Background: We wished to assess how General Practitioners (GPs) and cardiologists perceive and communicate the benefits of therapy with statins (hydroxymethylglutaryl-coenzyme A reductase inhibitors) in a patient following myocardial infarction.
Methods: We interviewed 20 GPs and 22 cardiologists to determine treatment policy and ways of expressing its benefits to a patient after myocardial infarction with moderate dyslipidaemia. We asked what drug and dosage they would recommend and how they would express potential benefits of therapy, given a range of options including reduced relative and absolute risk of events.

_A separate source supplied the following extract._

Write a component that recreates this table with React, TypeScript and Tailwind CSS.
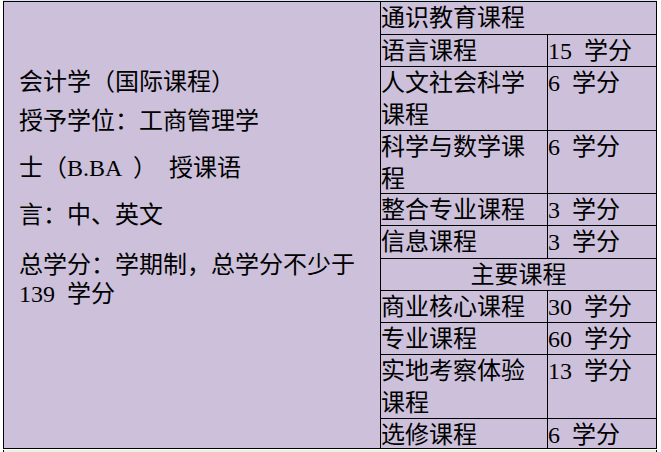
const font = "font-['Liberation_Serif','Noto_Sans_CJK_SC',serif]";

type Row = { name: string; credit?: string; h: string; span?: "left" | "center" };

const rows: Row[] = [
  { name: "通识教育课程", h: "h-[33px]", span: "left" },
  { name: "语言课程", credit: "15 学分", h: "h-[32px]" },
  { name: "人文社会科学课程", credit: "6 学分", h: "h-[64px]" },
  { name: "科学与数学课程", credit: "6 学分", h: "h-[63px]" },
  { name: "整合专业课程", credit: "3 学分", h: "h-[32px]" },
  { name: "信息课程", credit: "3 学分", h: "h-[33px]" },
  { name: "主要课程", h: "h-[32px]", span: "center" },
  { name: "商业核心课程", credit: "30 学分", h: "h-[32px]" },
  { name: "专业课程", credit: "60 学分", h: "h-[32px]" },
  { name: "实地考察体验课程", credit: "13 学分", h: "h-[64px]" },
];

function CourseRow({ row, last }: { row: Row; last?: boolean }) {
  const border = last ? "" : "border-b border-black";
  if (row.span) {
    return (
      <div
        className={`${row.h} ${border} leading-[32px] ${row.span === "center" ? "text-center" : ""}`}
      >
        {row.name}
      </div>
    );
  }
  return (
    <div className={`${row.h} ${border} flex`}>
      <div className="w-[167px] shrink-0 border-r border-black leading-[32px]">{row.name}</div>
      <div className="flex-1 leading-[32px]">{row.credit}</div>
    </div>
  );
}

export default function App() {
  return (
    <div className={`min-h-screen bg-white text-black text-[24px] [word-spacing:6px] ${font}`}>
      <div className="ml-[3px] w-[654px]">
        <div className="h-px bg-[#dbe5f1]" />
        <div className="flex border border-black bg-[#ccc0da]">
          {/* 左侧：专业信息 */}
          <div className="w-[377px] shrink-0 border-r border-black pl-[15px] pt-[64px]">
            <p className="leading-[32px]">会计学（国际课程）</p>
            <p className="leading-[47px]">
              授予学位：工商管理学
              <br />
              士（B.BA ） 授课语
              <br />
              言：中、英文
            </p>
            <p className="mt-[12px] leading-[29px]">
              总学分：学期制，总学分不少于
              <br />
              139 学分
            </p>
          </div>

          {/* 右侧：课程学分 */}
          <div className="flex flex-1 flex-col">
            {rows.map((r) => (
              <CourseRow key={r.name} row={r} />
            ))}
            <CourseRow row={{ name: "选修课程", credit: "6 学分", h: "h-[29px]" }} last />
          </div>
        </div>
        <div className="mt-px h-[3px] border-x border-black bg-[#ebf1de]" />
      </div>
    </div>
  );
}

Results: Most GPs would start a low dose (10-20 mg/day) of simvastatin (the only freely prescribable funded statin in New Zealand) whereas cardiologists would commence 40 mg/day immediately (P = 0.001). All but one cardiologist would justify therapy to the patient by citing a reduced chance of a major adverse cardiovascular event. Nine GPs and one cardiologist estimated a gain of more than 5 years of life from statin therapy. Cardiologists were more optimistic than GPs about relative risk reduction (P = 0.04). Only 50% of GPs and 68% of cardiologists were able to estimate an absolute risk reduction over 5 years, such estimates varying widely with no significant difference in responses between the groups (P = 0.2). No doctors felt comfortable using number needed to treat or odds ratio.
Conclusion: There were substantial differences between the two groups of clinicians in perception and policy of statin therapy, frequent overestimation of treatment benefits and a reluctance to impart numerical estimates of benefit to patients.